- [What the task asks]: Write out the material again word for word, dropping any images it holds.

- [Recorded information]:
[start]

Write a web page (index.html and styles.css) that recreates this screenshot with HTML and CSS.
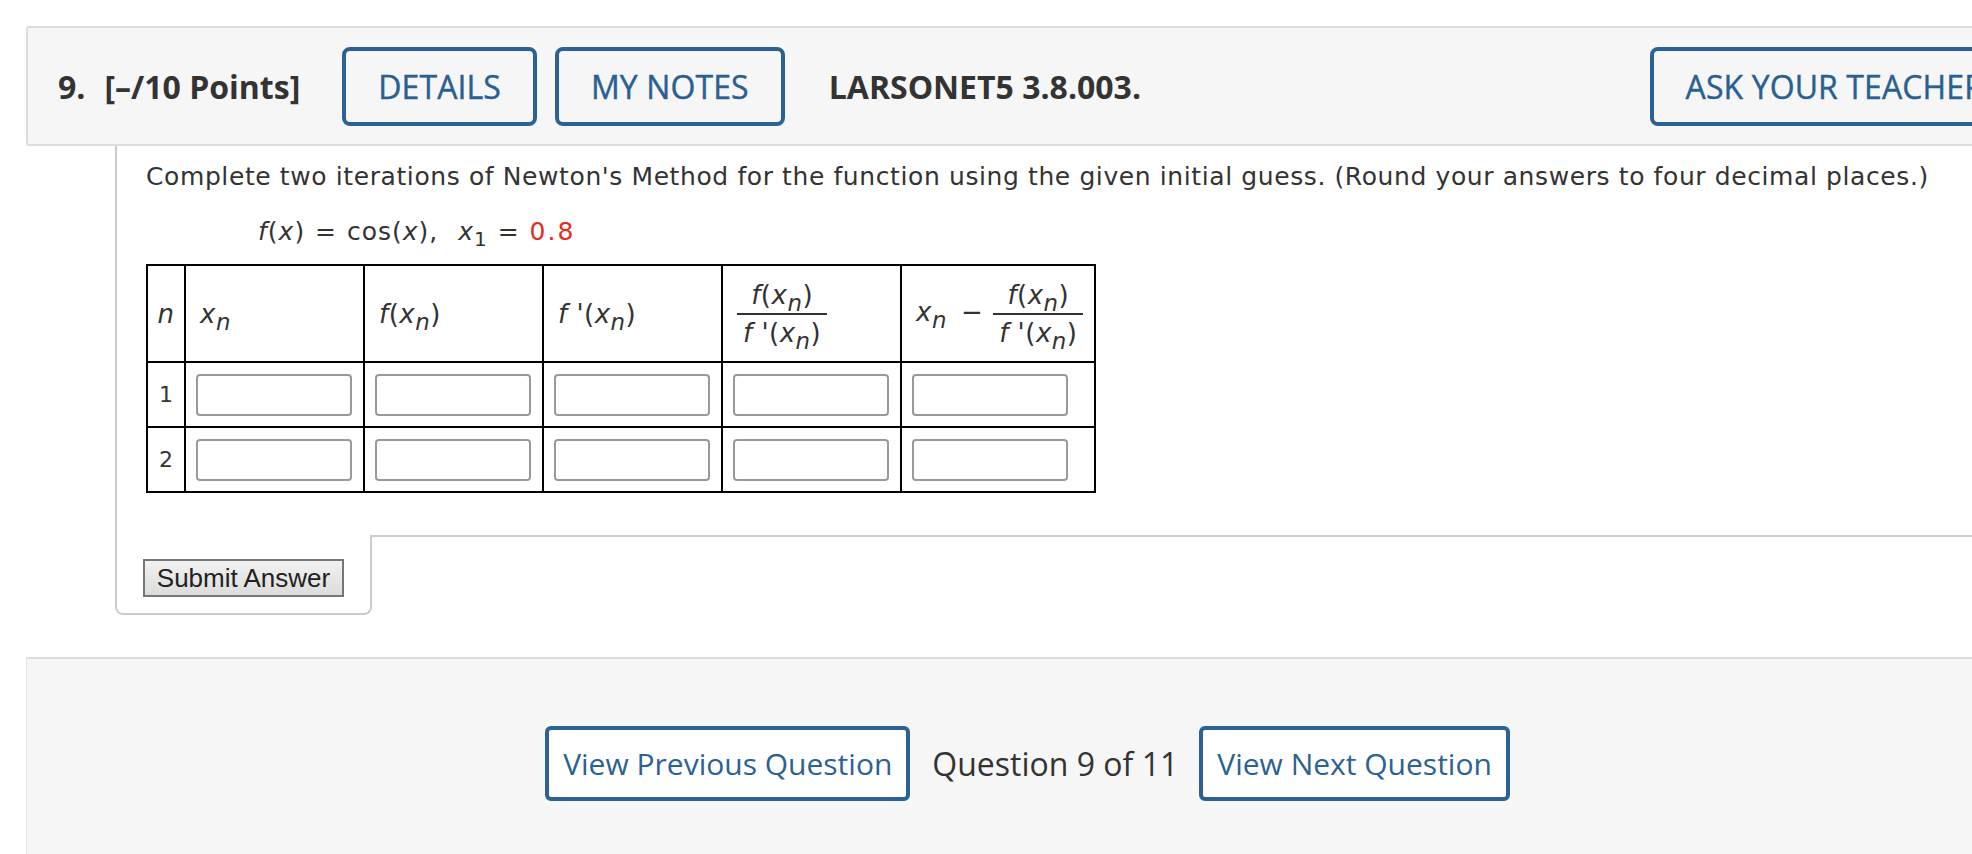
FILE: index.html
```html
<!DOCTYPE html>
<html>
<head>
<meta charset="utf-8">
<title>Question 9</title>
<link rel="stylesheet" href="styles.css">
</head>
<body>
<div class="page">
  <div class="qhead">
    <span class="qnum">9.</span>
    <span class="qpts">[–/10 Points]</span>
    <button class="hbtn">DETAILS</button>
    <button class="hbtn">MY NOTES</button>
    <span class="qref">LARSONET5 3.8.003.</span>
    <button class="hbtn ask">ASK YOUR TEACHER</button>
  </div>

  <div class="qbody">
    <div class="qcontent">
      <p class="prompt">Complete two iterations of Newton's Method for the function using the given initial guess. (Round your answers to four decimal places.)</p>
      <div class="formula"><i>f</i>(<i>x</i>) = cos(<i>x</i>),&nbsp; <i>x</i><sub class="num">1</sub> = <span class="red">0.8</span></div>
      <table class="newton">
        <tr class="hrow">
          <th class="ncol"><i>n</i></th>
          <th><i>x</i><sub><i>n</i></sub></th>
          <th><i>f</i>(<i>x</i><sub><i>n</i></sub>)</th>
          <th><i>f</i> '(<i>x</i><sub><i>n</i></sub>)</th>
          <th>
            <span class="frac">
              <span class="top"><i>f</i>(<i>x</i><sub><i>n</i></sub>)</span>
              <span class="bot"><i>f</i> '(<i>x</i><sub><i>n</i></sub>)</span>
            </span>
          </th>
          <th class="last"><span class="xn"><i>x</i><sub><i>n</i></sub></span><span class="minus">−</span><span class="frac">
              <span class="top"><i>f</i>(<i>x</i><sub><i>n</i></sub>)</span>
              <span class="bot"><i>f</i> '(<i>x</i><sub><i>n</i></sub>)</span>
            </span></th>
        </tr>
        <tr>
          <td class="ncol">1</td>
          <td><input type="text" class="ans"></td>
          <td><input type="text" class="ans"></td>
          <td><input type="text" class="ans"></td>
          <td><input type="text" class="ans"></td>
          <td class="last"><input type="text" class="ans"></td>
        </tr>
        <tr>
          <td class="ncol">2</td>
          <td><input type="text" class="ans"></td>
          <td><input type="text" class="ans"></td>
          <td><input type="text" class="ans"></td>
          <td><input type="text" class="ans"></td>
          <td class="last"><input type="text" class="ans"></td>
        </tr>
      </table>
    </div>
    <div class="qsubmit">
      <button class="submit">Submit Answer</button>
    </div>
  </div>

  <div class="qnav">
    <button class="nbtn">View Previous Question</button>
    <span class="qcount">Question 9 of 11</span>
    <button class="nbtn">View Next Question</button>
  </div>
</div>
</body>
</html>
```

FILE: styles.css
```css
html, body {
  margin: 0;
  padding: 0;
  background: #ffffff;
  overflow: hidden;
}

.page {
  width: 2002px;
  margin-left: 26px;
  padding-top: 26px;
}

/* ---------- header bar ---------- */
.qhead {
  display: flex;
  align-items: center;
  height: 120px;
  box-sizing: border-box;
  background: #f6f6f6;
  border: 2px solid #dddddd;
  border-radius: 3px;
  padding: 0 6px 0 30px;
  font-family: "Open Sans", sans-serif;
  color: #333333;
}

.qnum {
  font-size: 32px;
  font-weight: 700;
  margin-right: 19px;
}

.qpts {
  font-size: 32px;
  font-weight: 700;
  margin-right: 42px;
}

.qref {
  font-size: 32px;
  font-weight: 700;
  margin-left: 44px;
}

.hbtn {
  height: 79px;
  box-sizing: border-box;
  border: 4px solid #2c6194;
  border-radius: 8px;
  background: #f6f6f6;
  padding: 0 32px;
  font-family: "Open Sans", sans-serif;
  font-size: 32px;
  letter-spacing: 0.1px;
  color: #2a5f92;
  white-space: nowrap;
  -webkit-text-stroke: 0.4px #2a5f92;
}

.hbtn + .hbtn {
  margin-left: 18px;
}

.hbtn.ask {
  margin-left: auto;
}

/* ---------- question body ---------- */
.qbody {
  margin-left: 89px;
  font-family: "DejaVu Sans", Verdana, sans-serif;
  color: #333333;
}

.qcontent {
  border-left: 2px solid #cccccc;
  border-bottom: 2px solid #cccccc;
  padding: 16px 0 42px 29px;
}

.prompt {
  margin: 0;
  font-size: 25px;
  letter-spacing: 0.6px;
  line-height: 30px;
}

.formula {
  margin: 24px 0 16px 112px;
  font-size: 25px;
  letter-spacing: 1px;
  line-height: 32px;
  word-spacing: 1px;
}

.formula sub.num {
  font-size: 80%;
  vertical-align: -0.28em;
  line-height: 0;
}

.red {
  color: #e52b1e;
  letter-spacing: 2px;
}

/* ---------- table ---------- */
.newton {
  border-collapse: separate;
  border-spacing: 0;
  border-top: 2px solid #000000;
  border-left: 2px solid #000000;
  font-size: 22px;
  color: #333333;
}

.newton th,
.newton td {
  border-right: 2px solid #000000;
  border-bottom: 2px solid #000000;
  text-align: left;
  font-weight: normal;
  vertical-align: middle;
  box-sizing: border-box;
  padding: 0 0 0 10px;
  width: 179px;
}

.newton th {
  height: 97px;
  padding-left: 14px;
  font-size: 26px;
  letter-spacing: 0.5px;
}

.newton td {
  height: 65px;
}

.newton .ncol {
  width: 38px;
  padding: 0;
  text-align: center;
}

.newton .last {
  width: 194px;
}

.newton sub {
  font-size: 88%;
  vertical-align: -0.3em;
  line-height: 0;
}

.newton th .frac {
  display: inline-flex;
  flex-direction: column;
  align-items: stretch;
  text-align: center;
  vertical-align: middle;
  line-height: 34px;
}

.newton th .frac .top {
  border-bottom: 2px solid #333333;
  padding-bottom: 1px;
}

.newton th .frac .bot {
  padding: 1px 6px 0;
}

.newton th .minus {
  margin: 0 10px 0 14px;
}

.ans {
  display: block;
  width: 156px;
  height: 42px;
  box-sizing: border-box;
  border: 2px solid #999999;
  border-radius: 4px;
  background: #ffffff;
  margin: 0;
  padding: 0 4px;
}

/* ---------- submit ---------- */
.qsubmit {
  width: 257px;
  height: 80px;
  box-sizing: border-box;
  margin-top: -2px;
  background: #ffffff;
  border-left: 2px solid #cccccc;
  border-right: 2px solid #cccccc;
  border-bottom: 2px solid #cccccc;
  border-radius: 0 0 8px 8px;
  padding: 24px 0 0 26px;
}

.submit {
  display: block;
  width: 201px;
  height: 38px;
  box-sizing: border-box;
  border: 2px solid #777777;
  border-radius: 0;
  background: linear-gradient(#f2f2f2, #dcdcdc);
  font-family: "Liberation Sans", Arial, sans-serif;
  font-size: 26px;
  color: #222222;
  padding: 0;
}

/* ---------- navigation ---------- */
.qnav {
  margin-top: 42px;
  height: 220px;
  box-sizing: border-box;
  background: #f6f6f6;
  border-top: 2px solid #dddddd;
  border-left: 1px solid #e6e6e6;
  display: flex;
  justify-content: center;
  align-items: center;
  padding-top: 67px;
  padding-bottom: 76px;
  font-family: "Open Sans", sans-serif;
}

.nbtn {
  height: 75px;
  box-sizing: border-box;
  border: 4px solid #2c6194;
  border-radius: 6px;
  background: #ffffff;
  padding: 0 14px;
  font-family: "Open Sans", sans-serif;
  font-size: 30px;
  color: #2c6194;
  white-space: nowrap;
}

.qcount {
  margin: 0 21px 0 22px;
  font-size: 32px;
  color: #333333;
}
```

[end]

- [Reply to the task]:
Write a web page (index.html and styles.css) that recreates this screenshot with HTML and CSS.
FILE: index.html
```html
<!DOCTYPE html>
<html>
<head>
<meta charset="utf-8">
<title>Question 9</title>
<link rel="stylesheet" href="styles.css">
</head>
<body>
<div class="page">
  <div class="qhead">
    <span class="qnum">9.</span>
    <span class="qpts">[–/10 Points]</span>
    <button class="hbtn">DETAILS</button>
    <button class="hbtn">MY NOTES</button>
    <span class="qref">LARSONET5 3.8.003.</span>
    <button class="hbtn ask">ASK YOUR TEACHER</button>
  </div>

  <div class="qbody">
    <div class="qcontent">
      <p class="prompt">Complete two iterations of Newton's Method for the function using the given initial guess. (Round your answers to four decimal places.)</p>
      <div class="formula"><i>f</i>(<i>x</i>) = cos(<i>x</i>),&nbsp; <i>x</i><sub class="num">1</sub> = <span class="red">0.8</span></div>
      <table class="newton">
        <tr class="hrow">
          <th class="ncol"><i>n</i></th>
          <th><i>x</i><sub><i>n</i></sub></th>
          <th><i>f</i>(<i>x</i><sub><i>n</i></sub>)</th>
          <th><i>f</i> '(<i>x</i><sub><i>n</i></sub>)</th>
          <th>
            <span class="frac">
              <span class="top"><i>f</i>(<i>x</i><sub><i>n</i></sub>)</span>
              <span class="bot"><i>f</i> '(<i>x</i><sub><i>n</i></sub>)</span>
            </span>
          </th>
          <th class="last"><span class="xn"><i>x</i><sub><i>n</i></sub></span><span class="minus">−</span><span class="frac">
              <span class="top"><i>f</i>(<i>x</i><sub><i>n</i></sub>)</span>
              <span class="bot"><i>f</i> '(<i>x</i><sub><i>n</i></sub>)</span>
            </span></th>
        </tr>
        <tr>
          <td class="ncol">1</td>
          <td><input type="text" class="ans"></td>
          <td><input type="text" class="ans"></td>
          <td><input type="text" class="ans"></td>
          <td><input type="text" class="ans"></td>
          <td class="last"><input type="text" class="ans"></td>
        </tr>
        <tr>
          <td class="ncol">2</td>
          <td><input type="text" class="ans"></td>
          <td><input type="text" class="ans"></td>
          <td><input type="text" class="ans"></td>
          <td><input type="text" class="ans"></td>
          <td class="last"><input type="text" class="ans"></td>
        </tr>
      </table>
    </div>
    <div class="qsubmit">
      <button class="submit">Submit Answer</button>
    </div>
  </div>

  <div class="qnav">
    <button class="nbtn">View Previous Question</button>
    <span class="qcount">Question 9 of 11</span>
    <button class="nbtn">View Next Question</button>
  </div>
</div>
</body>
</html>
```

FILE: styles.css
```css
html, body {
  margin: 0;
  padding: 0;
  background: #ffffff;
  overflow: hidden;
}

.page {
  width: 2002px;
  margin-left: 26px;
  padding-top: 26px;
}

/* ---------- header bar ---------- */
.qhead {
  display: flex;
  align-items: center;
  height: 120px;
  box-sizing: border-box;
  background: #f6f6f6;
  border: 2px solid #dddddd;
  border-radius: 3px;
  padding: 0 6px 0 30px;
  font-family: "Open Sans", sans-serif;
  color: #333333;
}

.qnum {
  font-size: 32px;
  font-weight: 700;
  margin-right: 19px;
}

.qpts {
  font-size: 32px;
  font-weight: 700;
  margin-right: 42px;
}

.qref {
  font-size: 32px;
  font-weight: 700;
  margin-left: 44px;
}

.hbtn {
  height: 79px;
  box-sizing: border-box;
  border: 4px solid #2c6194;
  border-radius: 8px;
  background: #f6f6f6;
  padding: 0 32px;
  font-family: "Open Sans", sans-serif;
  font-size: 32px;
  letter-spacing: 0.1px;
  color: #2a5f92;
  white-space: nowrap;
  -webkit-text-stroke: 0.4px #2a5f92;
}

.hbtn + .hbtn {
  margin-left: 18px;
}

.hbtn.ask {
  margin-left: auto;
}

/* ---------- question body ---------- */
.qbody {
  margin-left: 89px;
  font-family: "DejaVu Sans", Verdana, sans-serif;
  color: #333333;
}

.qcontent {
  border-left: 2px solid #cccccc;
  border-bottom: 2px solid #cccccc;
  padding: 16px 0 42px 29px;
}

.prompt {
  margin: 0;
  font-size: 25px;
  letter-spacing: 0.6px;
  line-height: 30px;
}

.formula {
  margin: 24px 0 16px 112px;
  font-size: 25px;
  letter-spacing: 1px;
  line-height: 32px;
  word-spacing: 1px;
}

.formula sub.num {
  font-size: 80%;
  vertical-align: -0.28em;
  line-height: 0;
}

.red {
  color: #e52b1e;
  letter-spacing: 2px;
}

/* ---------- table ---------- */
.newton {
  border-collapse: separate;
  border-spacing: 0;
  border-top: 2px solid #000000;
  border-left: 2px solid #000000;
  font-size: 22px;
  color: #333333;
}

.newton th,
.newton td {
  border-right: 2px solid #000000;
  border-bottom: 2px solid #000000;
  text-align: left;
  font-weight: normal;
  vertical-align: middle;
  box-sizing: border-box;
  padding: 0 0 0 10px;
  width: 179px;
}

.newton th {
  height: 97px;
  padding-left: 14px;
  font-size: 26px;
  letter-spacing: 0.5px;
}

.newton td {
  height: 65px;
}

.newton .ncol {
  width: 38px;
  padding: 0;
  text-align: center;
}

.newton .last {
  width: 194px;
}

.newton sub {
  font-size: 88%;
  vertical-align: -0.3em;
  line-height: 0;
}

.newton th .frac {
  display: inline-flex;
  flex-direction: column;
  align-items: stretch;
  text-align: center;
  vertical-align: middle;
  line-height: 34px;
}

.newton th .frac .top {
  border-bottom: 2px solid #333333;
  padding-bottom: 1px;
}

.newton th .frac .bot {
  padding: 1px 6px 0;
}

.newton th .minus {
  margin: 0 10px 0 14px;
}

.ans {
  display: block;
  width: 156px;
  height: 42px;
  box-sizing: border-box;
  border: 2px solid #999999;
  border-radius: 4px;
  background: #ffffff;
  margin: 0;
  padding: 0 4px;
}

/* ---------- submit ---------- */
.qsubmit {
  width: 257px;
  height: 80px;
  box-sizing: border-box;
  margin-top: -2px;
  background: #ffffff;
  border-left: 2px solid #cccccc;
  border-right: 2px solid #cccccc;
  border-bottom: 2px solid #cccccc;
  border-radius: 0 0 8px 8px;
  padding: 24px 0 0 26px;
}

.submit {
  display: block;
  width: 201px;
  height: 38px;
  box-sizing: border-box;
  border: 2px solid #777777;
  border-radius: 0;
  background: linear-gradient(#f2f2f2, #dcdcdc);
  font-family: "Liberation Sans", Arial, sans-serif;
  font-size: 26px;
  color: #222222;
  padding: 0;
}

/* ---------- navigation ---------- */
.qnav {
  margin-top: 42px;
  height: 220px;
  box-sizing: border-box;
  background: #f6f6f6;
  border-top: 2px solid #dddddd;
  border-left: 1px solid #e6e6e6;
  display: flex;
  justify-content: center;
  align-items: center;
  padding-top: 67px;
  padding-bottom: 76px;
  font-family: "Open Sans", sans-serif;
}

.nbtn {
  height: 75px;
  box-sizing: border-box;
  border: 4px solid #2c6194;
  border-radius: 6px;
  background: #ffffff;
  padding: 0 14px;
  font-family: "Open Sans", sans-serif;
  font-size: 30px;
  color: #2c6194;
  white-space: nowrap;
}

.qcount {
  margin: 0 21px 0 22px;
  font-size: 32px;
  color: #333333;
}
```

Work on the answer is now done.